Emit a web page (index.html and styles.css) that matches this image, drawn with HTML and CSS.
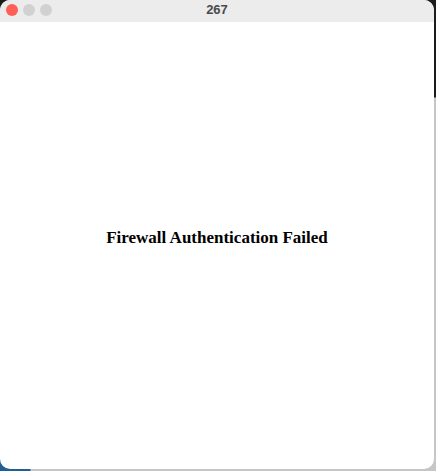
FILE: index.html
```html
<!DOCTYPE html>
<html>
<head>
<meta charset="utf-8">
<link rel="stylesheet" href="styles.css">
</head>
<body>
<div class="window">
  <div class="titlebar">
    <div class="lights">
      <span class="light red"></span>
      <span class="light gray"></span>
      <span class="light gray"></span>
    </div>
    <div class="title">267</div>
  </div>
  <div class="content">
    <h1 class="message">Firewall Authentication Failed</h1>
  </div>
</div>
</body>
</html>
```
FILE: styles.css
```css
html, body {
  margin: 0;
  padding: 0;
  width: 436px;
  height: 471px;
  overflow: hidden;
}
body {
  background:
    radial-gradient(circle at 0 471px, #1f5f93 0, #1f5f93 30px, transparent 31px),
    linear-gradient(to bottom, #1c1c1c 0, #1c1c1c 97px, #c6c6c6 98px, #c6c6c6 100%);
}
.window {
  width: 434px;
  height: 469px;
  background: #ffffff;
  border-radius: 10px;
  overflow: hidden;
  display: flex;
  flex-direction: column;
}
.titlebar {
  height: 22px;
  background: #ececec;
  position: relative;
  display: flex;
  align-items: center;
  justify-content: center;
  flex-shrink: 0;
}
.lights {
  position: absolute;
  left: 6px;
  top: 4px;
  display: flex;
  gap: 5px;
}
.light {
  width: 12px;
  height: 12px;
  border-radius: 50%;
  display: block;
}
.red { background: #fe5f57; }
.gray { background: #d1d1d1; }
.title {
  font-family: "Liberation Sans", Arial, sans-serif;
  font-weight: bold;
  font-size: 13px;
  color: #4a4a4a;
  margin-top: -3px;
}
.content {
  flex: 1;
  display: flex;
  align-items: center;
  justify-content: center;
  padding-bottom: 16px;
}
.message {
  margin: 0;
  font-family: "Liberation Serif", "Times New Roman", serif;
  font-weight: bold;
  font-size: 17px;
  color: #000;
}
```
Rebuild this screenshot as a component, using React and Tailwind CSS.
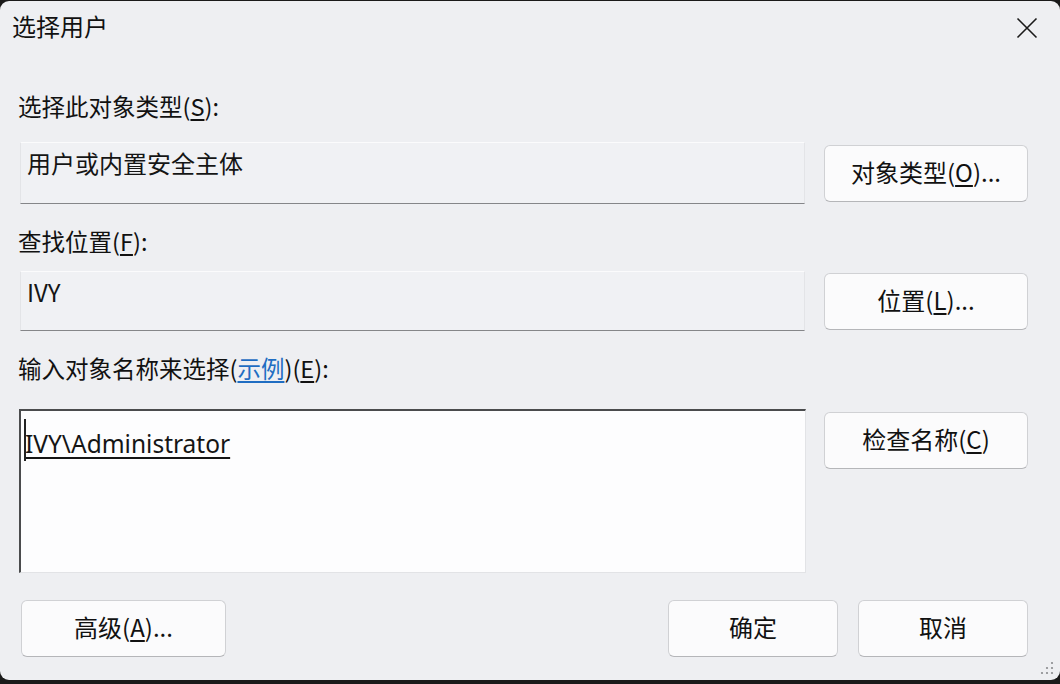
import React from "react";

const FONT = { fontFamily: '"Noto Sans CJK SC", "Noto Sans", sans-serif' };

function Btn({ children, className = "" }) {
  return (
    <div
      className={
        "flex items-center justify-center h-[57px] pb-[3px] rounded-[6px] bg-[#fbfbfc] border border-[#d0d1d4] border-b-[#b5b6b9] text-[24px] text-[#111] shrink-0 " +
        className
      }
    >
      {children}
    </div>
  );
}

function U({ children }) {
  return <span className="underline underline-offset-[3px] decoration-[1.5px]">{children}</span>;
}

function Field({ children, h }) {
  return (
    <div
      className={
        "w-[786px] ml-[2px] bg-[#f0f1f4] border-t border-t-[#fbfbfc] border-x border-x-[#e3e4e7] border-b border-b-[#858689] px-[6px] pt-[4px] text-[24px] leading-[32px] text-[#151515] " +
        h
      }
    >
      {children}
    </div>
  );
}

export default function App() {
  return (
    <div className="w-[1060px] h-[684px] bg-[#1a1a1a] pt-[1px] overflow-hidden" style={FONT}>
      <div className="relative h-[679px] bg-[#eeeff2] rounded-[9px] flex flex-col">
        <div className="h-[51px] flex items-center justify-between pl-[12px] pr-[22px]">
          <span className="text-[24px] text-[#111] mt-[-2px]">选择用户</span>
          <svg width="22" height="22" viewBox="0 0 22 22" className="mt-[2px]">
            <path d="M1.5 1.5 L20.5 20.5 M20.5 1.5 L1.5 20.5" stroke="#1a1a1a" strokeWidth="1.6" fill="none" />
          </svg>
        </div>
        <div className="pl-[18px] pr-[32px] flex flex-col">
          <div className="mt-[40px] h-[28px] leading-[28px] text-[23.5px] text-[#111]">
            选择此对象类型(<U>S</U>):
          </div>
          <div className="mt-[22px] flex items-center gap-[19px] h-[62px]">
            <Field h="h-[62px]">用户或内置安全主体</Field>
            <Btn className="w-[204px]">
              对象类型(<U>O</U>)...
            </Btn>
          </div>
          <div className="mt-[23px] h-[28px] leading-[28px] text-[23.5px] text-[#111]">
            查找位置(<U>F</U>):
          </div>
          <div className="mt-[16px] flex items-center gap-[19px] h-[60px]">
            <Field h="h-[60px]">IVY</Field>
            <Btn className="w-[204px]">
              位置(<U>L</U>)...
            </Btn>
          </div>
          <div className="mt-[23px] h-[28px] leading-[28px] text-[23.5px] text-[#111]">
            输入对象名称来选择(<span className="text-[#1f6dc2] underline underline-offset-[3px]">示例</span>)(<U>E</U>):
          </div>
          <div className="mt-[27px] flex items-start gap-[18px] h-[164px]">
            <div className="relative w-[788px] ml-[1px] h-[164px] bg-[#fdfdfe] border-t-2 border-t-[#4a4b4d] border-l-2 border-l-[#4a4b4d] border-r border-r-[#e2e3e6] border-b border-b-[#e2e3e6] pl-[4px] pt-[17px]">
              <div className="absolute left-[3px] top-[8px] w-[2px] h-[42px] bg-[#222]" />
              <span
                className="text-[24.5px] leading-[32px] text-[#151515] underline underline-offset-[4px] decoration-[1.5px]"
                style={{ fontFamily: '"Noto Sans", "Noto Sans CJK SC", sans-serif' }}
              >
                IVY\Administrator
              </span>
            </div>
            <Btn className="w-[204px] mt-[3px]">
              检查名称(<U>C</U>)
            </Btn>
          </div>
          <div className="mt-[27px] flex items-center">
            <Btn className="w-[205px] ml-[3px]">
              高级(<U>A</U>)...
            </Btn>
            <div className="flex-1" />
            <Btn className="w-[170px]">确定</Btn>
            <Btn className="w-[170px] ml-[20px]">取消</Btn>
          </div>
        </div>
        <svg width="16" height="16" viewBox="0 0 16 16" className="absolute right-[5px] bottom-[4px]">
          <g fill="#8a8b8e">
            <circle cx="13" cy="3" r="1.1" />
            <circle cx="13" cy="8" r="1.1" />
            <circle cx="8" cy="8" r="1.1" />
            <circle cx="13" cy="13" r="1.1" />
            <circle cx="8" cy="13" r="1.1" />
            <circle cx="3" cy="13" r="1.1" />
          </g>
        </svg>
      </div>
    </div>
  );
}
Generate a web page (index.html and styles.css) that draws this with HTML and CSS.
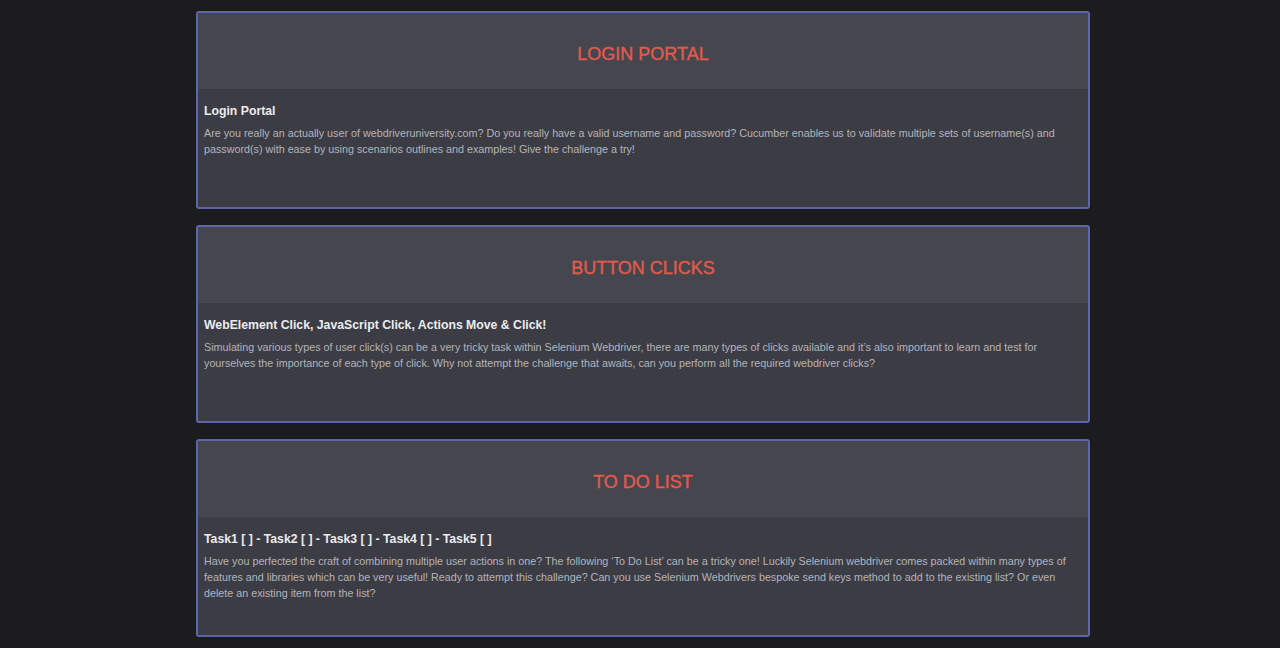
FILE: index.html
```html
<!DOCTYPE html>
<html>
<head>
<meta charset="utf-8">
<link rel="stylesheet" href="styles.css">
</head>
<body>
<main class="list">
  <section class="card">
    <header class="card-head"><h1>LOGIN PORTAL</h1></header>
    <div class="card-body">
      <h2>Login Portal</h2>
      <p>Are you really an actually user of webdriveruniversity.com? Do you really have a valid username and password? Cucumber enables us to validate multiple sets of username(s) and password(s) with ease by using scenarios outlines and examples! Give the challenge a try!</p>
    </div>
  </section>
  <section class="card">
    <header class="card-head"><h1>BUTTON CLICKS</h1></header>
    <div class="card-body">
      <h2>WebElement Click, JavaScript Click, Actions Move &amp; Click!</h2>
      <p>Simulating various types of user click(s) can be a very tricky task within Selenium Webdriver, there are many types of clicks available and it’s also important to learn and test for yourselves the importance of each type of click. Why not attempt the challenge that awaits, can you perform all the required webdriver clicks?</p>
    </div>
  </section>
  <section class="card">
    <header class="card-head"><h1>TO DO LIST</h1></header>
    <div class="card-body">
      <h2>Task1 [ ] - Task2 [ ] - Task3 [ ] - Task4 [ ] - Task5 [ ]</h2>
      <p>Have you perfected the craft of combining multiple user actions in one? The following ‘To Do List’ can be a tricky one! Luckily Selenium webdriver comes packed within many types of features and libraries which can be very useful! Ready to attempt this challenge? Can you use Selenium Webdrivers bespoke send keys method to add to the existing list? Or even delete an existing item from the list?</p>
    </div>
  </section>
</main>
</body>
</html>
```

FILE: styles.css
```css
html, body {
  margin: 0;
  padding: 0;
  background: #1c1c1e;
  font-family: "Liberation Sans", Arial, sans-serif;
}

body {
  padding-left: 6px;
}

.list {
  width: 894px;
  margin: 0 auto;
  padding-top: 10.5px;
  display: flex;
  flex-direction: column;
  gap: 16px;
}

.card {
  height: 198px;
  box-sizing: border-box;
  border: 2px solid #5e66aa;
  border-radius: 3px;
  background: #3c3c45;
  display: flex;
  flex-direction: column;
  overflow: hidden;
}

.card-head {
  height: 76px;
  flex: none;
  box-sizing: border-box;
  padding-top: 8px;
  background: #46464f;
  display: flex;
  align-items: center;
  justify-content: center;
}

.card-head h1 {
  margin: 0;
  font-size: 18px;
  font-weight: normal;
  color: #e35a4b;
  -webkit-text-stroke: 0.35px #e35a4b;
}

.card-body {
  padding: 14px 6px 0 6px;
}

.card-body h2 {
  margin: 0 0 5px 0;
  font-size: 12.25px;
  line-height: 17px;
  font-weight: bold;
  color: #ececef;
}

.card-body p {
  margin: 0;
  font-size: 10.75px;
  line-height: 16px;
  color: #b4b4ba;
}
```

* WHAT TO PRODUCE:
Across the preceding material, how many lines contain the word "using"? State the number alone.

* RESPONSE TO THE TASK:
2